Friday, November 05, 2010





Monopoly Claims Against Food Products Company Fail

This posting was written by Jeffrey May, Editor of CCH Trade Regulation Reporter.

Retailers and other direct purchasers of “Fresh Del Monte Gold” pineapples failed to establish that Del Monte Fresh Produce Company improperly monopolized the market for fresh, whole, extra-sweet pineapples, the U.S. Court of Appeals ruled in a November 3 summary order.

A September 30, 2009, decision of the federal district court in New York City granting summary judgment in favor of Del Monte was affirmed.

In order to succeed on a Sherman Act, Sec. 2 monopolization claim, the plaintiffs had to establish both: possession of monopoly power in the relevant market and (2) the willful acquisition or maintenance of that power. The second element required proof of exclusionary or anticompetitive effects, the court explained.

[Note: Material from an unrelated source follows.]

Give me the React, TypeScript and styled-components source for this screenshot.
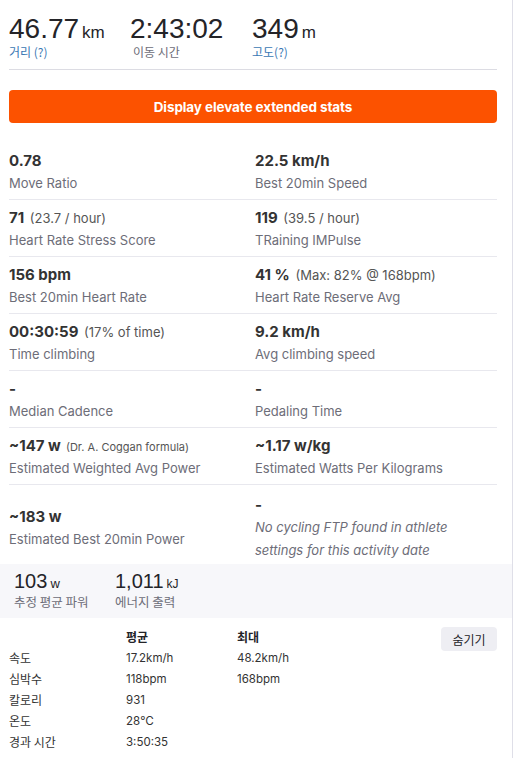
import React from "react";
import styled, { createGlobalStyle } from "styled-components";

const GlobalStyle = createGlobalStyle`
	body {
		margin: 0;
		background: #fff;
		font-family: Inter, "Noto Sans CJK KR", sans-serif;
	}
`;

const Panel = styled.div`
	width: 512px;
	min-height: 758px;
	border-right: 1px solid #dfdfe8;
	box-sizing: content-box;
`;

const Inner = styled.div`
	padding: 14px 15px 0 9px;
`;

const TopStats = styled.div`
	display: grid;
	grid-template-columns: 121px 122px auto;
	height: 55px;
	border-bottom: 1px solid #dcdce3;
`;

const TopStat = styled.div`
	display: flex;
	flex-direction: column;
`;

const BigValue = styled.div`
	font-family: "Liberation Sans", Arial, sans-serif;
	font-size: 28px;
	line-height: 30px;
	height: 30px;
	color: #242428;
`;

const Unit = styled.span<{ $size?: number }>`
	font-size: ${(p) => p.$size ?? 17}px;
	line-height: 1;
	margin-left: 3px;
`;

const TopLabel = styled.div<{ $link?: boolean; $indent?: boolean }>`
	font-family: "Noto Sans CJK KR", sans-serif;
	font-size: 12px;
	line-height: 16px;
	height: 16px;
	padding-left: ${(p) => (p.$indent ? 3 : 0)}px;
	color: ${(p) => (p.$link ? "#3a78b4" : "#6d6d78")};
`;

const ElevateButton = styled.button`
	display: block;
	width: 100%;
	height: 33px;
	margin-top: 20px;
	border: none;
	border-radius: 4px;
	background: #fc5200;
	color: #fff;
	font-family: Inter, sans-serif;
	font-weight: 700;
	font-size: 13.5px;
	letter-spacing: -0.1px;
	cursor: pointer;
`;

const Grid = styled.div`
	margin-top: 20px;
`;

const GridRow = styled.div<{ $last?: boolean }>`
	display: grid;
	grid-template-columns: 246px 1fr;
	align-items: center;
	height: ${(p) => (p.$last ? 79 : 57)}px;
	box-sizing: border-box;
	padding: ${(p) => (p.$last ? "8px 0 2px" : "6px 0 4px")};
	border-bottom: ${(p) => (p.$last ? "none" : "1px solid #e8e8ee")};
`;

const Cell = styled.div`
	display: flex;
	flex-direction: column;
`;

const Value = styled.div`
	font-size: 15px;
	font-weight: 700;
	line-height: 23px;
	height: 23px;
	color: #333;
`;

const Extra = styled.span<{ $small?: boolean }>`
	font-size: ${(p) => (p.$small ? 11 : 13)}px;
	font-weight: 400;
	line-height: 1;
	color: #555;
	margin-left: 2px;
`;

const Label = styled.div<{ $italic?: boolean }>`
	font-size: 13px;
	line-height: 23px;
	height: 23px;
	color: #6d6d78;
	font-style: ${(p) => (p.$italic ? "italic" : "normal")};
`;

const Band = styled.div`
	display: grid;
	grid-template-columns: 101px auto;
	height: 54px;
	padding: 5px 14px 0;
	box-sizing: border-box;
	background: #f7f7fa;
`;

const BandStat = styled.div`
	display: flex;
	flex-direction: column;
`;

const BandValue = styled.div`
	font-family: "Liberation Sans", Arial, sans-serif;
	font-size: 20px;
	line-height: 24px;
	height: 24px;
	color: #242428;
`;

const BandLabel = styled.div`
	font-family: "Noto Sans CJK KR", sans-serif;
	font-size: 12.5px;
	line-height: 18px;
	color: #6d6d78;
`;

const Details = styled.div`
	display: flex;
	justify-content: space-between;
	padding: 8px 15px 0 9px;
`;

const Table = styled.div`
	display: grid;
	grid-template-columns: 117px 111px 100px;
	grid-auto-rows: 21px;
	align-items: center;
	font-size: 11.5px;
	color: #333;
`;

const Head = styled.div`
	font-family: "Noto Sans CJK KR", sans-serif;
	font-size: 12px;
	font-weight: 700;
	color: #242428;
`;

const RowName = styled.div`
	font-family: "Noto Sans CJK KR", sans-serif;
	font-size: 12px;
	color: #333;
`;

const HideButton = styled.button`
	align-self: flex-start;
	margin-top: 1px;
	width: 56px;
	height: 24px;
	border: none;
	border-radius: 4px;
	background: #eeeef3;
	font-family: "Noto Sans CJK KR", sans-serif;
	font-size: 12px;
	color: #242428;
`;

type Stat = { value: string; extra?: string; small?: boolean; label: string; note?: string[] };

const rows: [Stat, Stat][] = [
	[
		{ value: "0.78", label: "Move Ratio" },
		{ value: "22.5 km/h", label: "Best 20min Speed" },
	],
	[
		{ value: "71", extra: "(23.7 / hour)", label: "Heart Rate Stress Score" },
		{ value: "119", extra: "(39.5 / hour)", label: "TRaining IMPulse" },
	],
	[
		{ value: "156 bpm", label: "Best 20min Heart Rate" },
		{ value: "41 %", extra: "(Max: 82% @ 168bpm)", label: "Heart Rate Reserve Avg" },
	],
	[
		{ value: "00:30:59", extra: "(17% of time)", label: "Time climbing" },
		{ value: "9.2 km/h", label: "Avg climbing speed" },
	],
	[
		{ value: "-", label: "Median Cadence" },
		{ value: "-", label: "Pedaling Time" },
	],
	[
		{ value: "~147 w", extra: "(Dr. A. Coggan formula)", small: true, label: "Estimated Weighted Avg Power" },
		{ value: "~1.17 w/kg", label: "Estimated Watts Per Kilograms" },
	],
	[
		{ value: "~183 w", label: "Estimated Best 20min Power" },
		{ value: "-", label: "", note: ["No cycling FTP found in athlete", "settings for this activity date"] },
	],
];

const details = [
	["속도", "17.2km/h", "48.2km/h"],
	["심박수", "118bpm", "168bpm"],
	["칼로리", "931", ""],
	["온도", "28℃", ""],
	["경과 시간", "3:50:35", ""],
];

function StatCell({ s }: { s: Stat }) {
	return (
		<Cell>
			<Value>
				{s.value}
				{s.extra && <Extra $small={s.small}> {s.extra}</Extra>}
			</Value>
			{s.note ? (
				s.note.map((n) => (
					<Label key={n} $italic>
						{n}
					</Label>
				))
			) : (
				<Label>{s.label}</Label>
			)}
		</Cell>
	);
}

export default function App() {
	return (
		<>
			<GlobalStyle />
			<Panel>
				<Inner>
					<TopStats>
						<TopStat>
							<BigValue>
								46.77<Unit>km</Unit>
							</BigValue>
							<TopLabel $link>거리 (?)</TopLabel>
						</TopStat>
						<TopStat>
							<BigValue>2:43:02</BigValue>
							<TopLabel $indent>이동 시간</TopLabel>
						</TopStat>
						<TopStat>
							<BigValue>
								349<Unit>m</Unit>
							</BigValue>
							<TopLabel $link>고도(?)</TopLabel>
						</TopStat>
					</TopStats>
					<ElevateButton>Display elevate extended stats</ElevateButton>
					<Grid>
						{rows.map((r, i) => (
							<GridRow key={i} $last={i === rows.length - 1}>
								<StatCell s={r[0]} />
								<StatCell s={r[1]} />
							</GridRow>
						))}
					</Grid>
				</Inner>
				<Band>
					<BandStat>
						<BandValue>
							103<Unit $size={13}>w</Unit>
						</BandValue>
						<BandLabel>추정 평균 파워</BandLabel>
					</BandStat>
					<BandStat>
						<BandValue>
							1,011<Unit $size={12}>kJ</Unit>
						</BandValue>
						<BandLabel>에너지 출력</BandLabel>
					</BandStat>
				</Band>
				<Details>
					<Table>
						<div />
						<Head>평균</Head>
						<Head>최대</Head>
						{details.map((d) => (
							<React.Fragment key={d[0]}>
								<RowName>{d[0]}</RowName>
								<div>{d[1]}</div>
								<div>{d[2]}</div>
							</React.Fragment>
						))}
					</Table>
					<HideButton>숨기기</HideButton>
				</Details>
			</Panel>
		</>
	);
}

The complaining purchasers did not raise a triable issue with respect to whether Del Monte’s challenged conduct had the requisite anticompetitive effect of delaying competitors’ entry into the market. They alleged that Del Monte improperly monopolized the market by (1) sending so-called “threat letters” to competitors and others giving the impression that the Fresh Del Monte Gold was patented and (2) engaging in sham patent litigation with respect to a related variety of pineapples.

There was no indication how the patent litigation involving the related variety of pineapples caused anticompetitive effect in a different pineapple market. The court noted that the effects of the threat letters “slightly more complex.” However, an inference that the threat letters had anticompetitive effects was not reasonable where the testimony of Del Monte's competitors showed that factors other than the threat letters delayed competitors’ entry into the relevant market.

Relevant Product Market

The appellate court assumed for sake of argument that Del Monte possessed monopoly power in the market for a particular variety of fresh extra-sweet pineapples; however, the lower court rejected the complaining purchasers’ relevant product market definition.

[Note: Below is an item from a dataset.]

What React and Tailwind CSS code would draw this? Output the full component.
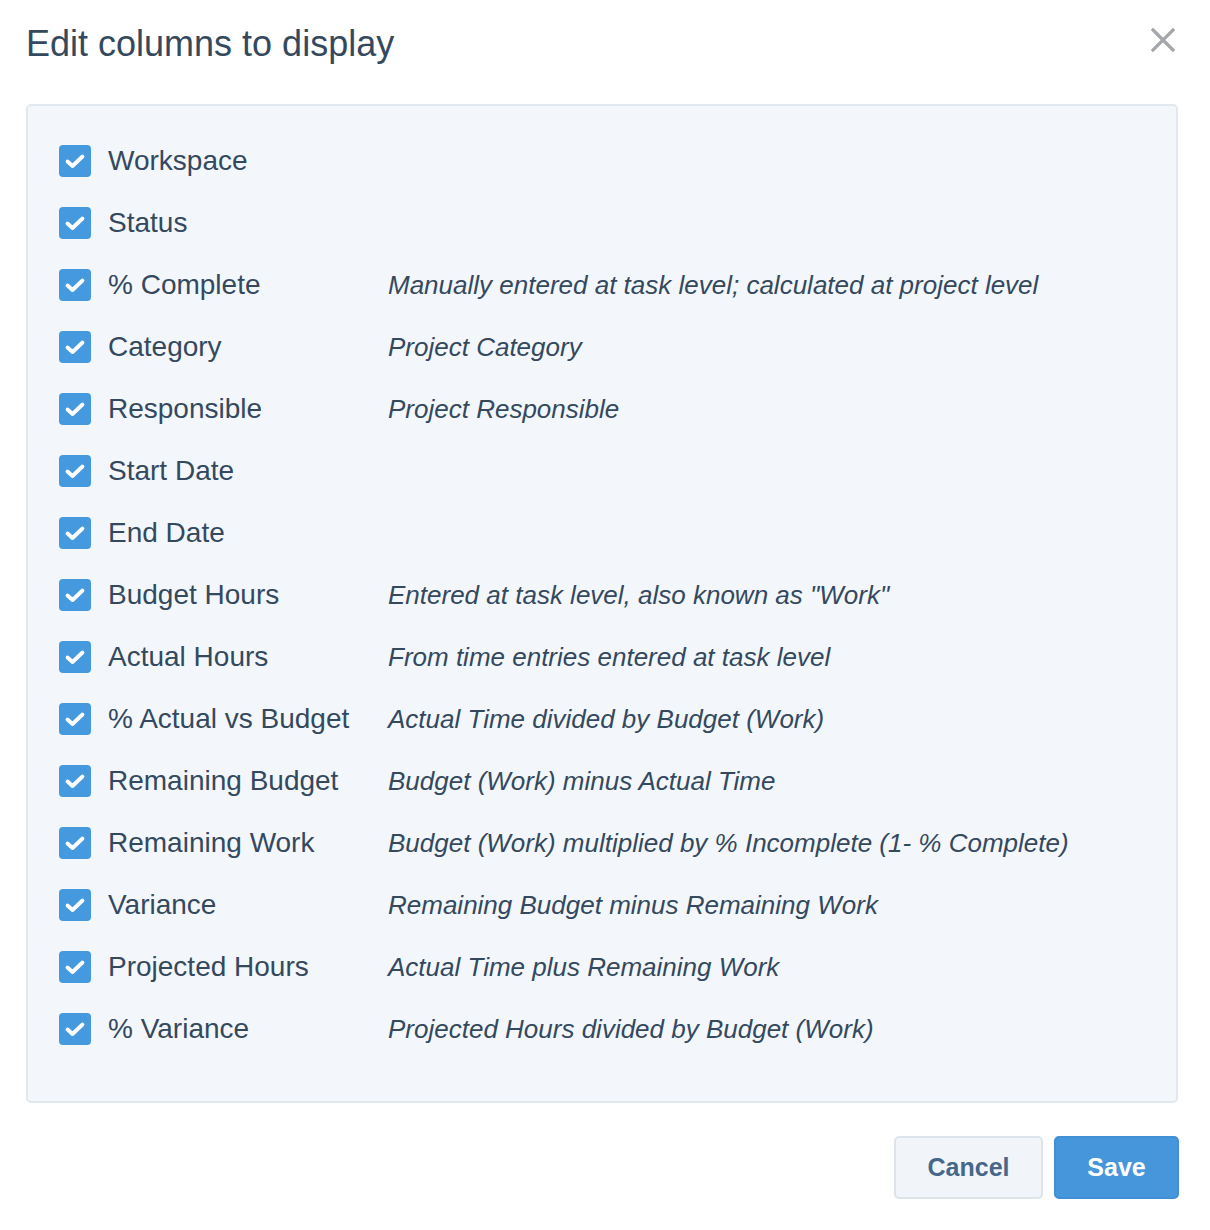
import React from "react";

const rows = [
  ["Workspace", ""],
  ["Status", ""],
  ["% Complete", "Manually entered at task level; calculated at project level"],
  ["Category", "Project Category"],
  ["Responsible", "Project Responsible"],
  ["Start Date", ""],
  ["End Date", ""],
  ["Budget Hours", 'Entered at task level, also known as "Work"'],
  ["Actual Hours", "From time entries entered at task level"],
  ["% Actual vs Budget", "Actual Time divided by Budget (Work)"],
  ["Remaining Budget", "Budget (Work) minus Actual Time"],
  ["Remaining Work", "Budget (Work) multiplied by % Incomplete (1- % Complete)"],
  ["Variance", "Remaining Budget minus Remaining Work"],
  ["Projected Hours", "Actual Time plus Remaining Work"],
  ["% Variance", "Projected Hours divided by Budget (Work)"],
];

function Check() {
  return (
    <div className="w-[32px] h-[32px] rounded-[4px] bg-[#4599de] flex items-center justify-center shrink-0">
      <svg width="32" height="32" viewBox="0 0 32 32" fill="none">
        <path d="M8.5 16.5 L13.5 21 L23.5 11.5" stroke="#fff" strokeWidth="3.8" strokeLinecap="round" strokeLinejoin="round" />
      </svg>
    </div>
  );
}

export default function App() {
  return (
    <div className="w-[1210px] h-[1230px] bg-white text-[#344a5f]" style={{ fontFamily: '"Liberation Sans", Arial, sans-serif' }}>
      <div className="flex items-center justify-between pl-[26px] pr-[34px] h-[86px]">
        <h1 className="text-[36px] leading-none text-[#34495e] font-normal pt-[2px]">Edit columns to display</h1>
        <svg width="26" height="26" viewBox="0 0 26 26" className="mt-[-6px]">
          <path d="M3 3 L23 23 M23 3 L3 23" stroke="#a3a7ab" strokeWidth="3.2" strokeLinecap="square" />
        </svg>
      </div>
      <div className="ml-[26px] mr-[32px] mt-[18px] h-[999px] rounded-[5px] border-2 border-[#e1e8ef] bg-[#f3f7fb] pl-[31px] pt-[24px]">
        {rows.map(([label, desc]) => (
          <div key={label} className="flex items-center h-[62px]">
            <Check />
            <div className="w-[297px] pl-[17px] text-[28px] leading-none text-[#34495e]">{label}</div>
            <div className="text-[26px] italic leading-none text-[#34495e]">{desc}</div>
          </div>
        ))}
      </div>
      <div className="flex justify-end gap-[11px] pr-[31px] mt-[33px]">
        <button className="w-[149px] h-[63px] rounded-[5px] border-2 border-[#dde4ec] bg-[#f1f5f9] text-[#456789] text-[25px] font-bold">Cancel</button>
        <button className="w-[125px] h-[63px] rounded-[5px] bg-[#4596db] border-2 border-[#4190d6] text-white text-[25px] font-bold">Save</button>
      </div>
    </div>
  );
}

The district court concluded that the particular type of pineapple was not so unique as to constitute a separate submarket. The complaining purchasers failed to offer sufficient evidence of exceptional market conditions to justify the single brand market. Because the complaining purchasers did not argue that Del Monte had monopoly power in the broader pineapple market, their monopoly claims failed.

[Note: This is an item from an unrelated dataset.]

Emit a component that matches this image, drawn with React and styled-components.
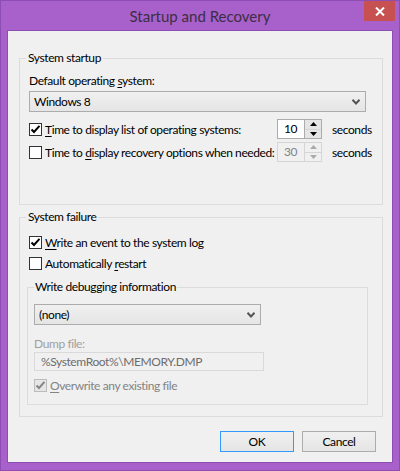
import styled, { createGlobalStyle } from 'styled-components'

const GlobalStyle = createGlobalStyle`
  html, body {
    margin: 0;
    padding: 0;
    background: #a860cb;
  }
  body {
    font-family: 'Segoe UI', Lato, 'Noto Sans', sans-serif;
    font-size: 12px;
    color: #000;
  }
`

const Frame = styled.div`
  width: 400px;
  height: 471px;
  box-sizing: border-box;
  background: #a860cb;
  border: 1px solid #8e4db2;
  padding: 0 6px 7px;
  display: flex;
  flex-direction: column;
`

const TitleBar = styled.div`
  height: 29px;
  position: relative;
  display: flex;
  align-items: center;
  justify-content: center;
`

const Title = styled.span`
  font-size: 15px;
  color: #3a2f42;
  margin-top: 1px;
`

const CloseButton = styled.div`
  position: absolute;
  top: 0;
  right: -2px;
  width: 31px;
  height: 20px;
  background: #c75050;
  display: flex;
  align-items: center;
  justify-content: center;
`

const Client = styled.div`
  flex: 1;
  background: #f0f0f0;
  border: 1px solid #8e4db2;
  padding: 20px 9px 0 11px;
  display: flex;
  flex-direction: column;
  letter-spacing: -0.4px;
`

const Group = styled.fieldset`
  margin: ${p => p.$margin || '0'};
  padding: ${p => p.$pad};
  border: 1px solid #dcdcdc;
  min-width: 0;
  display: flex;
  flex-direction: column;
`

const Legend = styled.legend`
  font-size: 12px;
  line-height: 14px;
  padding: 0 ${p => p.$padX || '2px'};
  margin-left: ${p => p.$shift || '0'};
`

const Text = styled.div`
  line-height: ${p => p.$lh || '15px'};
  margin-top: ${p => p.$mt || '0'};
  color: ${p => (p.$disabled ? '#a0a0a0' : '#000')};
  white-space: nowrap;
`

const Combo = styled.div`
  box-sizing: border-box;
  width: ${p => p.$w};
  height: 21px;
  margin-top: ${p => p.$mt || '0'};
  border: 1px solid #acacac;
  background: linear-gradient(#f0f0f0, #e5e5e5);
  display: flex;
  align-items: center;
  justify-content: space-between;
  padding: 0 5px 0 4px;
  line-height: 15px;
`

const Row = styled.div`
  display: flex;
  align-items: center;
  height: ${p => p.$h || '15px'};
  margin-top: ${p => p.$mt || '0'};
  white-space: nowrap;
`

const Box = styled.span`
  box-sizing: border-box;
  width: 13px;
  height: 13px;
  flex: none;
  border: 1px solid ${p => (p.$disabled ? '#bcbcbc' : '#333')};
  background: ${p => (p.$disabled ? '#e6e6e6' : '#fff')};
  display: flex;
  align-items: center;
  justify-content: center;
`

const CheckLabel = styled.span`
  margin-left: 3px;
  line-height: 15px;
  width: ${p => p.$w || 'auto'};
  flex: none;
  color: ${p => (p.$disabled ? '#838383' : '#000')};
`

const Key = styled.u`
  text-decoration-thickness: 1px;
  text-underline-offset: 2px;
`

const Spinner = styled.div`
  box-sizing: border-box;
  width: 45px;
  height: 20px;
  flex: none;
  border: 1px solid ${p => (p.$disabled ? '#d5d5d5' : '#acacac')};
  background: ${p => (p.$disabled ? '#f0f0f0' : '#fff')};
  display: flex;
`

const SpinValue = styled.span`
  flex: 1;
  padding-left: 6px;
  line-height: 18px;
  color: ${p => (p.$disabled ? '#838383' : '#000')};
`

const SpinButtons = styled.div`
  width: 16px;
  display: flex;
  flex-direction: column;
  background: ${p => (p.$disabled ? '#f0f0f0' : '#e5e5e5')};
  border-left: 1px solid ${p => (p.$disabled ? '#d5d5d5' : '#acacac')};
`

const SpinButton = styled.div`
  flex: 1;
  display: flex;
  align-items: center;
  justify-content: center;
  & + & {
    border-top: 1px solid ${p => (p.$disabled ? '#d5d5d5' : '#acacac')};
  }
`

const Unit = styled.span`
  margin-left: 10px;
  line-height: 15px;
`

const Field = styled.div`
  box-sizing: border-box;
  width: 230px;
  height: 19px;
  margin-top: 1px;
  border: 1px solid #d9d9d9;
  background: #f0f0f0;
  color: #6d6d6d;
  line-height: 17px;
  padding-left: 6px;
`

const Buttons = styled.div`
  display: flex;
  justify-content: flex-end;
  gap: 8px;
  margin: 14px 7px 0 0;
`

const Button = styled.div`
  box-sizing: border-box;
  width: 74px;
  height: 21px;
  border: 1px solid ${p => (p.$default ? '#3399ff' : '#acacac')};
  background: linear-gradient(#f0f0f0, #e5e5e5);
  display: flex;
  align-items: center;
  justify-content: center;
  line-height: 15px;
`

const Check = ({ disabled }) => (
  <Box $disabled={disabled}>
    <svg width="11" height="11" viewBox="0 0 11 11">
      <path d="M1.5 5.5 L4 8 L9.5 1.8" fill="none" stroke={disabled ? '#858585' : '#000'} strokeWidth="2" />
    </svg>
  </Box>
)

const Chevron = () => (
  <svg width="8" height="6" viewBox="0 0 8 6">
    <path d="M0.5 0.8 L4 4.5 L7.5 0.8" fill="none" stroke="#555" strokeWidth="2" />
  </svg>
)

const Arrow = ({ up, disabled }) => (
  <svg width="7" height="4" viewBox="0 0 7 4">
    <path d={up ? 'M0 4 L3.5 0 L7 4 Z' : 'M0 0 L3.5 4 L7 0 Z'} fill={disabled ? '#aaa' : '#000'} />
  </svg>
)

const Spin = ({ value, disabled }) => (
  <Spinner $disabled={disabled}>
    <SpinValue $disabled={disabled}>{value}</SpinValue>
    <SpinButtons $disabled={disabled}>
      <SpinButton $disabled={disabled}><Arrow up disabled={disabled} /></SpinButton>
      <SpinButton $disabled={disabled}><Arrow disabled={disabled} /></SpinButton>
    </SpinButtons>
  </Spinner>
)

export default function App() {
  return (
    <>
      <GlobalStyle />
      <Frame>
        <TitleBar>
          <Title>Startup and Recovery</Title>
          <CloseButton>
            <svg width="10" height="9" viewBox="0 0 10 9">
              <path d="M1 0.5 L9 8.5 M9 0.5 L1 8.5" stroke="#fff" strokeWidth="2" />
            </svg>
          </CloseButton>
        </TitleBar>
        <Client>
          <Group $pad="8px 16px 42px 9px">
            <Legend $shift="-3px">System startup</Legend>
            <Text>Default operating <Key>s</Key>ystem:</Text>
            <Combo $w="337px" $mt="3px">
              <span>Windows 8</span>
              <Chevron />
            </Combo>
            <Row $h="20px" $mt="7px">
              <Check />
              <CheckLabel $w="232px"><Key>T</Key>ime to display list of operating systems:</CheckLabel>
              <Spin value="10" />
              <Unit>seconds</Unit>
            </Row>
            <Row $h="20px" $mt="3px">
              <Box />
              <CheckLabel $w="232px">Time to <Key>d</Key>isplay recovery options when needed:</CheckLabel>
              <Spin value="30" disabled />
              <Unit>seconds</Unit>
            </Row>
          </Group>
          <Group $margin="5px 0 0" $pad="11px 14px 11px 9px">
            <Legend $shift="-3px">System failure</Legend>
            <Row>
              <Check />
              <CheckLabel><Key>W</Key>rite an event to the system log</CheckLabel>
            </Row>
            <Row $mt="6px">
              <Box />
              <CheckLabel>Automatically <Key>r</Key>estart</CheckLabel>
            </Row>
            <Group $margin="9px 0 0 -2px" $pad="10px 6px 11px 6px">
              <Legend $padX="1px">Write debugging information</Legend>
              <Combo $w="227px">
                <span>(none)</span>
                <Chevron />
              </Combo>
              <Text $disabled $lh="14px" $mt="12px">Dump file:</Text>
              <Field>%SystemRoot%\MEMORY.DMP</Field>
              <Row $mt="7px">
                <Check disabled />
                <CheckLabel $disabled><Key>O</Key>verwrite any existing file</CheckLabel>
              </Row>
            </Group>
          </Group>
          <Buttons>
            <Button $default>OK</Button>
            <Button>Cancel</Button>
          </Buttons>
        </Client>
      </Frame>
    </>
  )
}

The lower court also rejected the plaintiffs’ expert's testimony on the relevant product market because of its insufficient factual basis and its unreliability. The expert's analysis overlooked relevant facts which showed that other types of pineapples were reasonable substitutes. While the expert utilized the 1997 version of the Department of Justice/FTC Merger Guidelines to formulate the market, the guidelines were applied in an overly mechanical fashion, in the court’s view.

Although an analysis of cross-price elasticity of demand (which was not undertaken) was not mandatory in determining a relevant product market, the analysis might have assisted the expert in defining the relevant market.

The November 3, 2010, summary order in American Banana Co. v. Del Monte Fresh Produce Co., No. 09-4561, will appear at 2010-2 Trade Cases ¶77,221.